Phase 2. Wall 100 from the earlier phase continued to be used, and two additional walls were built (W108, W114; see Fig. 4). Wall 108 cut into W100 and canceled Mosaic Floor 117 (Fig. 5). Of W114, perpendicular to W108, only the foundation course was preserved; the alignment and construction method of W114 differed from those of W100, and it was probably a ‘new’ wall built along the same general alignment as that of W100. A mosaic floor (L101) abutted an upper course—now missing—of W114 (see Fig. 4), W108 and two walls to the south and east, which were not preserved. The mosaic floor was made of rather large tesserae laid in straight rows, and it was coated with plaster; it contained a visible repair (L102).

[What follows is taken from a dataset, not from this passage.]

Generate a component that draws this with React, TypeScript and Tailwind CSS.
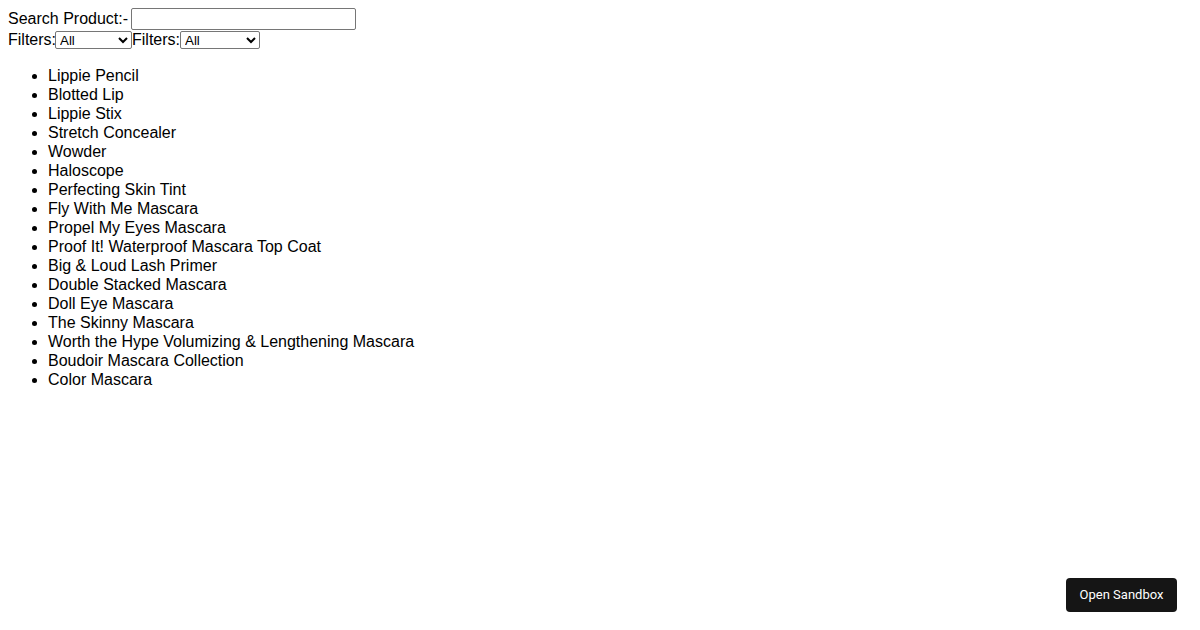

Another mosaic floor (L105; see Fig. 3) was revealed in the north of the area, in a hewn corner of the earlier quarry. The mosaic had a frame comprising three rows of rather large tesserae aligned with the quarry steps, with diagonal rows in the center. Most of the tesserae were white, with darker tesserae laid between them, possibly to create a decorative pattern. The mosaic bedding contained fieldstones.
 
Phase 1. A small part of a mosaic floor (L103) was uncovered in the southeast of the excavation area. Because of its proximity to the repair (L102), it may belong to Phase 2, but the considerable height difference between the two floors suggests that Floor 103 should be attributed to a separate phase.
 
The pottery assemblage from the installation includes numerous bowls (Fig. 6:1–4), cooking ware (Fig. 6:5–7) and jars (Fig. 6:8–10), as well as amphorae fragments and a juglet (not drawn). The ware is both local and imported, and it dates from the second half of the fifth–second half of the sixth centuries CE. A glass bead was found in an accumulation layer (L113) between W108 and W114.
 
Glass Bead
Yael Gorin-Rosen
 
A poorly preserved glass bead (L113, Basket 1014; Fig. 7) was recovered along with two undiagnostic body fragments of a glass vessel. The face of the bead is covered with weathering and pitting; some of it has greenish gray weathering spots, and both ends are severely pitted. The bead is made of poor-quality glass containing impurities. It is cylindrical but asymmetric—it is narrower at the ends—and has a wide perforation. The glass is dark and appears black. It is decorated with a thin white glass trail wound horizontally around it. In two places, the trails are drawn upward at a certain point to form a pattern. The bead is roughly worked, and the pattern is not uniform throughout. The poor quality of the glass combined with the slipshod workmanship suggest that the bead was locally produced.
Beads of this type, decorated with trails in a variety of patterns, are well-known in burial assemblages dated to the third–fifth centuries CE and are found across a wide geographic area, such as the beads found in Tomb 16 at Castra (Spaer 2001:102–103, Fig. 47, two top right-hand rows). A bead of this type with a slightly different bi-colored trail decoration was found in Burial Cave 3 at Kisra, which dates from the fourth–early fifth centuries CE (Stern 1997:17*, Fig. 14:75).
The question remains as to how the bead reached the accumulation layer. Was it part of a fill in a habitation level in this building or in an adjacent building? Is it a finished product that was traded, or a bead that was rejected in the workshop and reached a refuse pile? One possibility is that local residents used poor-quality beads from a nearby workshop that sold damaged goods unfit for marketing elsewhere.
Glassware and beads of various types and qualities dating from the Late Roman period were found in burial complexes previously excavated at Kafr el-Makr (unpublished).